Abraham Bolden, the first African American to serve on the White House detail guarding a president, has a secret to share July 29 in Washington, DC: Gross security lapses enabled President John F. Kennedy’s murder in 1963.
Bolden will break the persistent media silence about those security shortfalls at the annual Whistle Blowers Summit beginning July 29 on Capitol Hill. The free event, themed “Black Lives Matter,” is from July 29-31.
This editor will introduce Bolden and set the context of a media landscape that seeks, in general, to bury the facts of Kennedy’s murder with the transparently false claim that the president was killed by a lone gunman, Lee Harvey Oswald, with no accomplices.
In 2008, Bolden published The Echo from Dealey Plaza, a memoir documenting major security lapses. Major newspapers and leading researchers favorably treated his book. But they have largely since ignored it and him even during the 50th anniversaries of the murder and Warren Commission investigation and Secret Service breakdown in the White House loomed so serious that the Washington Post won a Pulitzer Prize for covering them.
Part of the reason surely must be that Bolden’s recollections undercut conventional wisdom about JFK’s killing. As recently as July 18, a Washington Post news story drawn in relevant part from one in the Dallas Morning News flatly stated without any attribution that the sixth floor of the Texas School Book Depository “is the vantage point from which Lee Harvey Oswald fired at Kennedy.” That statement is open to expert challenge on several grounds.

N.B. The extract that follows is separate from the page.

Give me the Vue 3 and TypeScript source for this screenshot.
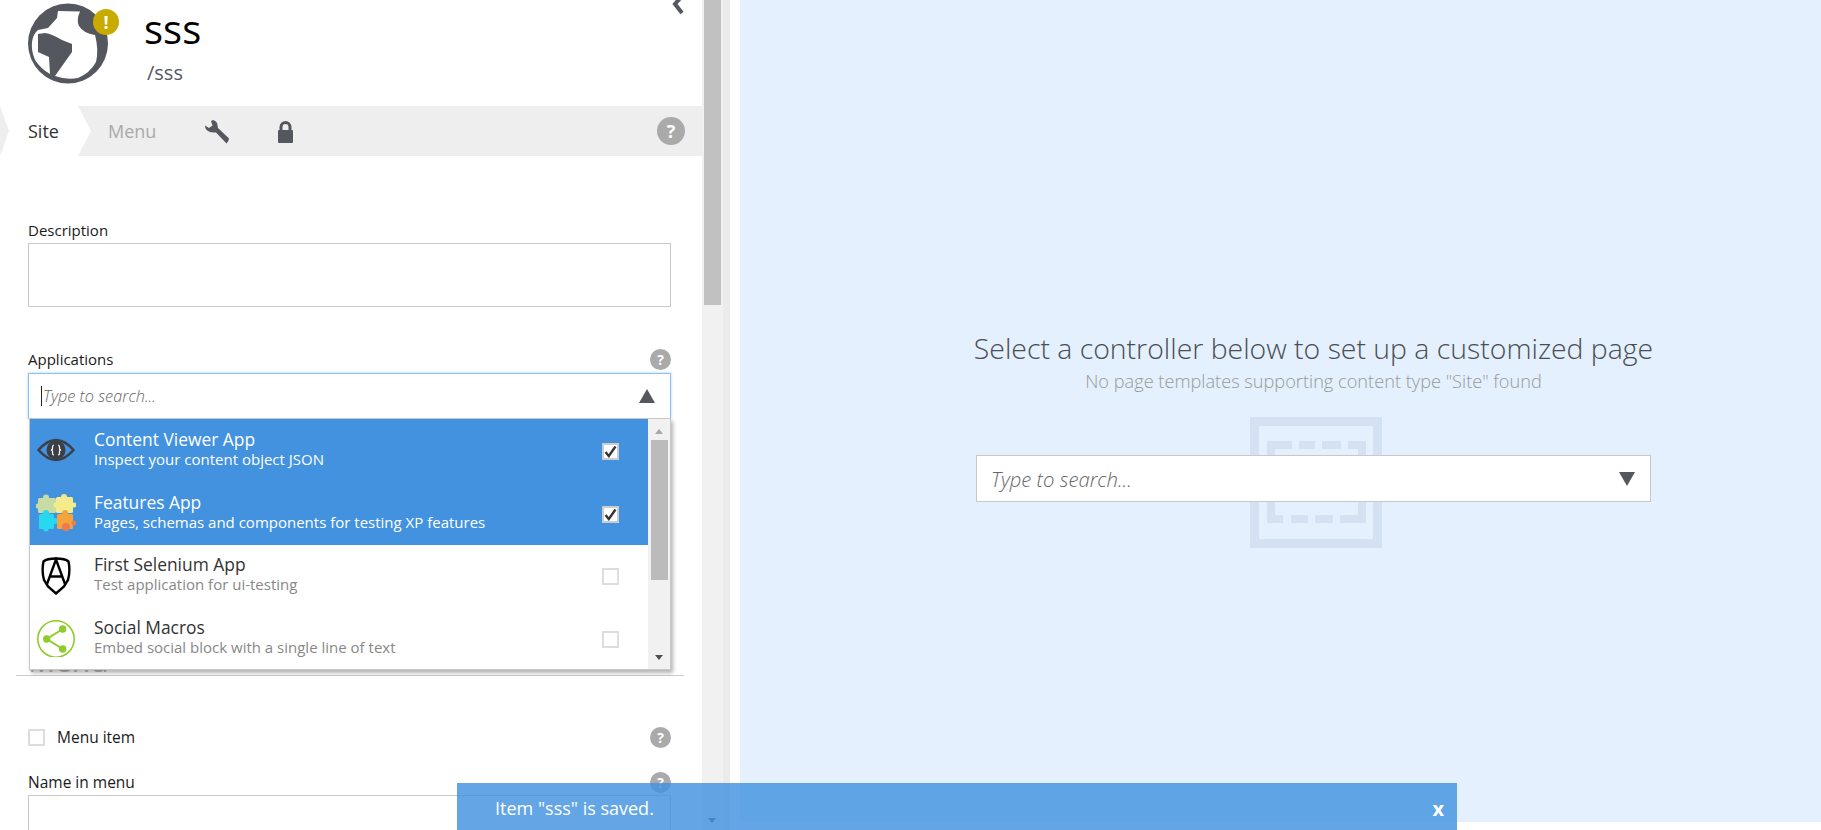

But the newspaper editors used a formulation that denied to readers any clue of controversy.
Similarly, Bolden challenges key elements of conventional accounts regarding security and follow-up investigations.
He raises, for example, the animosity some agents held for the president. “That bastard should be killed!” he quoted his boss, the Secret Service special agent in charge of its Chicago office, as blurting out after a news report of one of the president’s civil rights initiatives.
Bolden also told author Vincent Palamari that discovery of a likely assassination attempt deterred the president’s planned trip to Chicago on Nov. 2, 1963. The trip was cancelled the morning of his departure from Washington, ostensibly because the president had a cold and the distraction of the assassination of the president of South Vietnam. Bolden and Palamari describe, however, discovery of a suspected assassination via sniper fire along an 11-mile Chicago parade route, much like what occurred later at Dealey Plaza in Dallas.
Such points are necessarily fragmentary. More tellingly, Bolden documents the abusive frame-up he endured on corruption charges in 1964 after he made known to colleagues his plan to warn the Warren Commission in May of security problems among Secret Service colleagues, along with racist and anti-Kennedy attitudes some of them held.
Before he could talk with commission personnel, authorities arrested him on charges of seeking a bribe from an indicted counterfeiter.
Astonishing legal irregularities marred Bolden’s two trials, prison sentence and appeals. For example, his Alabama-born trial judge instructed a jury to convict Bolden.
The main prosecution witness soon recanted his testimony and testified that federal prosecutors threatened him unless he framed Bolden with a false claim that Bolden had sought a bribe.
Even so, Bolden failed to win either a new trial or new judge. As extra punishment, he was kept in solitary confinement two years, told he was crazy, and force-fed mind-altering drugs. It’s telling also that the Warren Commission failed to seek out his testimony, just as it neglected vast numbers of other inquiries that failed to sustain the pre-determined conclusion that Oswald killed Kennedy, acting alone.